[Exercise aim] Each line of the listing must be transcribed exactly, except for the images, which should be excluded.

Interface markup and scripts
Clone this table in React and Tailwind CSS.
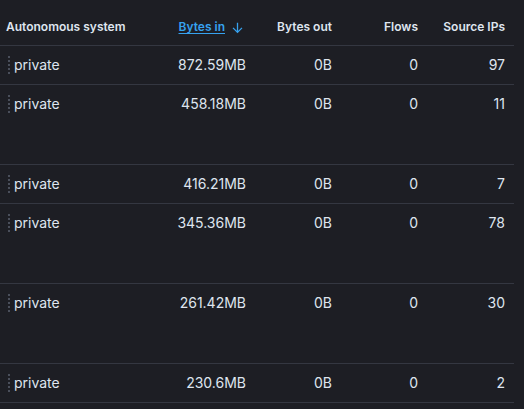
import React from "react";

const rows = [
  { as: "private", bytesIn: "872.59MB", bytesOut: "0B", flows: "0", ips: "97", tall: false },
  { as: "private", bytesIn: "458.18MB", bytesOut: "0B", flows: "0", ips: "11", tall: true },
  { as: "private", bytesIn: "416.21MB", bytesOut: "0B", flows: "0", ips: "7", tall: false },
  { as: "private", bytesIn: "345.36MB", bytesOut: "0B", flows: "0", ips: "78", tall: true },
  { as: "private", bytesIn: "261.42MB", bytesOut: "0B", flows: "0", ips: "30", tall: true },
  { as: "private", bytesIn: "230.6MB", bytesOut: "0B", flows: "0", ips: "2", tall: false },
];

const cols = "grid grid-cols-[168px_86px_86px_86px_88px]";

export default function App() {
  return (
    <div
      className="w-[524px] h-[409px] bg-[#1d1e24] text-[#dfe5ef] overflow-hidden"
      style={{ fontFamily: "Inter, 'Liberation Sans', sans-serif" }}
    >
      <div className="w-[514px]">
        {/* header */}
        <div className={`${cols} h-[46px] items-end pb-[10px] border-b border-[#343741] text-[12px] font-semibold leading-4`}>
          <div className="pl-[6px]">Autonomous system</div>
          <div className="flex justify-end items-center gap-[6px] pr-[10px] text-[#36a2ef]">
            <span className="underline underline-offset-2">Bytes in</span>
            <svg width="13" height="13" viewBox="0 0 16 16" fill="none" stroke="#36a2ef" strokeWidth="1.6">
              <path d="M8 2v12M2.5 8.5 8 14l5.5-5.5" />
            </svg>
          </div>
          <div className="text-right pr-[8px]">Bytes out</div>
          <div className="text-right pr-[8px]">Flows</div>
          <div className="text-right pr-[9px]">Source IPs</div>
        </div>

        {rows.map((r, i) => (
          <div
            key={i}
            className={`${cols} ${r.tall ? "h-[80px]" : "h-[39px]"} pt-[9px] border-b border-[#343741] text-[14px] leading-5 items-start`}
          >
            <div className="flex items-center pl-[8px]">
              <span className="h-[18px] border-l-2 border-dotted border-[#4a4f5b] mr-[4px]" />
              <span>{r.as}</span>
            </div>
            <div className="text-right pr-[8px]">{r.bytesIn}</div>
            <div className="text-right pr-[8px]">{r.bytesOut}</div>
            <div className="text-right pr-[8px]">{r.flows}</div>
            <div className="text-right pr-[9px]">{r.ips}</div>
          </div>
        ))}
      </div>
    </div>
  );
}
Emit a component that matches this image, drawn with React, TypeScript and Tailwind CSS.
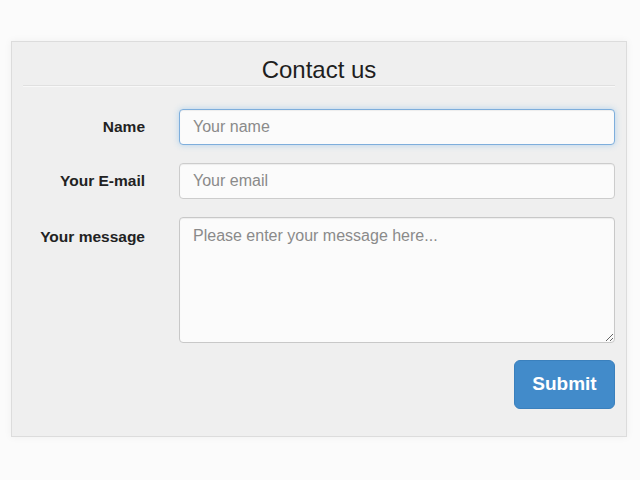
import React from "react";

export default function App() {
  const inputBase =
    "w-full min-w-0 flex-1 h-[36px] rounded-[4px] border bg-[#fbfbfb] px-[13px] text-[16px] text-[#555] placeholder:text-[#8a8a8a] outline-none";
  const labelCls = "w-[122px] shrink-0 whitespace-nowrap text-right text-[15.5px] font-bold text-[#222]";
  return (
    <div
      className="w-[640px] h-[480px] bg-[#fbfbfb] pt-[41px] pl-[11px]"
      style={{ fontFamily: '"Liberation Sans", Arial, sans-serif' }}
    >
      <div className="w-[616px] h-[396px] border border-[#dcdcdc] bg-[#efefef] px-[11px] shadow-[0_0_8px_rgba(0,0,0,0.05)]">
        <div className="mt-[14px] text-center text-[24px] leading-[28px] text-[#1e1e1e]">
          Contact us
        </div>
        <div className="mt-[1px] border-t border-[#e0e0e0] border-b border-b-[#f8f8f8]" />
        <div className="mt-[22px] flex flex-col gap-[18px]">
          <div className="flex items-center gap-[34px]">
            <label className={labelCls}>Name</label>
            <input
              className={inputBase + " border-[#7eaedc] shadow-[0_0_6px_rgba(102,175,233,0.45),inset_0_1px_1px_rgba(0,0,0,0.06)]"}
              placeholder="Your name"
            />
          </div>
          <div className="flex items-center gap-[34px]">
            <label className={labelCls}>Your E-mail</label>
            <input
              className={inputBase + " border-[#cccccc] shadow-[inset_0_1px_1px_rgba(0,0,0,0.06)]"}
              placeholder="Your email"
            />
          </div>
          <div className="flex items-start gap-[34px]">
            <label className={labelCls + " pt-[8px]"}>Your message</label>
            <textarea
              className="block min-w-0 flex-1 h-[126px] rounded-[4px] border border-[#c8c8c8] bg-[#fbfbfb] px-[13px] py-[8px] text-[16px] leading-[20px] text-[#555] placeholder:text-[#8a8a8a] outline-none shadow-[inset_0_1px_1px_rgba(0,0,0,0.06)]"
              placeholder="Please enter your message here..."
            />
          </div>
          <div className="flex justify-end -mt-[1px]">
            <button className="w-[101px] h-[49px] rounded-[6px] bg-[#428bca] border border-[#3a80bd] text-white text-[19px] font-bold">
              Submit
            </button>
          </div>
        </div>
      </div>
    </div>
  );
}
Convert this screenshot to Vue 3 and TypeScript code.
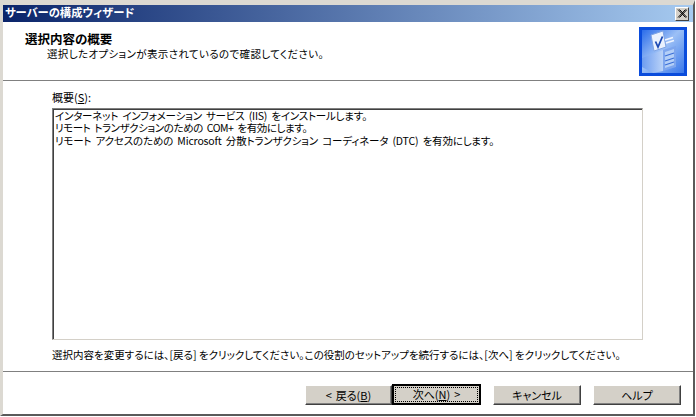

[Response for this exercise]
Clone this table in React and Tailwind CSS.
import React from "react";

const rows = [
  { as: "private", bytesIn: "872.59MB", bytesOut: "0B", flows: "0", ips: "97", tall: false },
  { as: "private", bytesIn: "458.18MB", bytesOut: "0B", flows: "0", ips: "11", tall: true },
  { as: "private", bytesIn: "416.21MB", bytesOut: "0B", flows: "0", ips: "7", tall: false },
  { as: "private", bytesIn: "345.36MB", bytesOut: "0B", flows: "0", ips: "78", tall: true },
  { as: "private", bytesIn: "261.42MB", bytesOut: "0B", flows: "0", ips: "30", tall: true },
  { as: "private", bytesIn: "230.6MB", bytesOut: "0B", flows: "0", ips: "2", tall: false },
];

const cols = "grid grid-cols-[168px_86px_86px_86px_88px]";

export default function App() {
  return (
    <div
      className="w-[524px] h-[409px] bg-[#1d1e24] text-[#dfe5ef] overflow-hidden"
      style={{ fontFamily: "Inter, 'Liberation Sans', sans-serif" }}
    >
      <div className="w-[514px]">
        {/* header */}
        <div className={`${cols} h-[46px] items-end pb-[10px] border-b border-[#343741] text-[12px] font-semibold leading-4`}>
          <div className="pl-[6px]">Autonomous system</div>
          <div className="flex justify-end items-center gap-[6px] pr-[10px] text-[#36a2ef]">
            <span className="underline underline-offset-2">Bytes in</span>
            <svg width="13" height="13" viewBox="0 0 16 16" fill="none" stroke="#36a2ef" strokeWidth="1.6">
              <path d="M8 2v12M2.5 8.5 8 14l5.5-5.5" />
            </svg>
          </div>
          <div className="text-right pr-[8px]">Bytes out</div>
          <div className="text-right pr-[8px]">Flows</div>
          <div className="text-right pr-[9px]">Source IPs</div>
        </div>

        {rows.map((r, i) => (
          <div
            key={i}
            className={`${cols} ${r.tall ? "h-[80px]" : "h-[39px]"} pt-[9px] border-b border-[#343741] text-[14px] leading-5 items-start`}
          >
            <div className="flex items-center pl-[8px]">
              <span className="h-[18px] border-l-2 border-dotted border-[#4a4f5b] mr-[4px]" />
              <span>{r.as}</span>
            </div>
            <div className="text-right pr-[8px]">{r.bytesIn}</div>
            <div className="text-right pr-[8px]">{r.bytesOut}</div>
            <div className="text-right pr-[8px]">{r.flows}</div>
            <div className="text-right pr-[9px]">{r.ips}</div>
          </div>
        ))}
      </div>
    </div>
  );
}
Emit a component that matches this image, drawn with React, TypeScript and Tailwind CSS.
import React from "react";

export default function App() {
  const inputBase =
    "w-full min-w-0 flex-1 h-[36px] rounded-[4px] border bg-[#fbfbfb] px-[13px] text-[16px] text-[#555] placeholder:text-[#8a8a8a] outline-none";
  const labelCls = "w-[122px] shrink-0 whitespace-nowrap text-right text-[15.5px] font-bold text-[#222]";
  return (
    <div
      className="w-[640px] h-[480px] bg-[#fbfbfb] pt-[41px] pl-[11px]"
      style={{ fontFamily: '"Liberation Sans", Arial, sans-serif' }}
    >
      <div className="w-[616px] h-[396px] border border-[#dcdcdc] bg-[#efefef] px-[11px] shadow-[0_0_8px_rgba(0,0,0,0.05)]">
        <div className="mt-[14px] text-center text-[24px] leading-[28px] text-[#1e1e1e]">
          Contact us
        </div>
        <div className="mt-[1px] border-t border-[#e0e0e0] border-b border-b-[#f8f8f8]" />
        <div className="mt-[22px] flex flex-col gap-[18px]">
          <div className="flex items-center gap-[34px]">
            <label className={labelCls}>Name</label>
            <input
              className={inputBase + " border-[#7eaedc] shadow-[0_0_6px_rgba(102,175,233,0.45),inset_0_1px_1px_rgba(0,0,0,0.06)]"}
              placeholder="Your name"
            />
          </div>
          <div className="flex items-center gap-[34px]">
            <label className={labelCls}>Your E-mail</label>
            <input
              className={inputBase + " border-[#cccccc] shadow-[inset_0_1px_1px_rgba(0,0,0,0.06)]"}
              placeholder="Your email"
            />
          </div>
          <div className="flex items-start gap-[34px]">
            <label className={labelCls + " pt-[8px]"}>Your message</label>
            <textarea
              className="block min-w-0 flex-1 h-[126px] rounded-[4px] border border-[#c8c8c8] bg-[#fbfbfb] px-[13px] py-[8px] text-[16px] leading-[20px] text-[#555] placeholder:text-[#8a8a8a] outline-none shadow-[inset_0_1px_1px_rgba(0,0,0,0.06)]"
              placeholder="Please enter your message here..."
            />
          </div>
          <div className="flex justify-end -mt-[1px]">
            <button className="w-[101px] h-[49px] rounded-[6px] bg-[#428bca] border border-[#3a80bd] text-white text-[19px] font-bold">
              Submit
            </button>
          </div>
        </div>
      </div>
    </div>
  );
}
Convert this screenshot to Vue 3 and TypeScript code.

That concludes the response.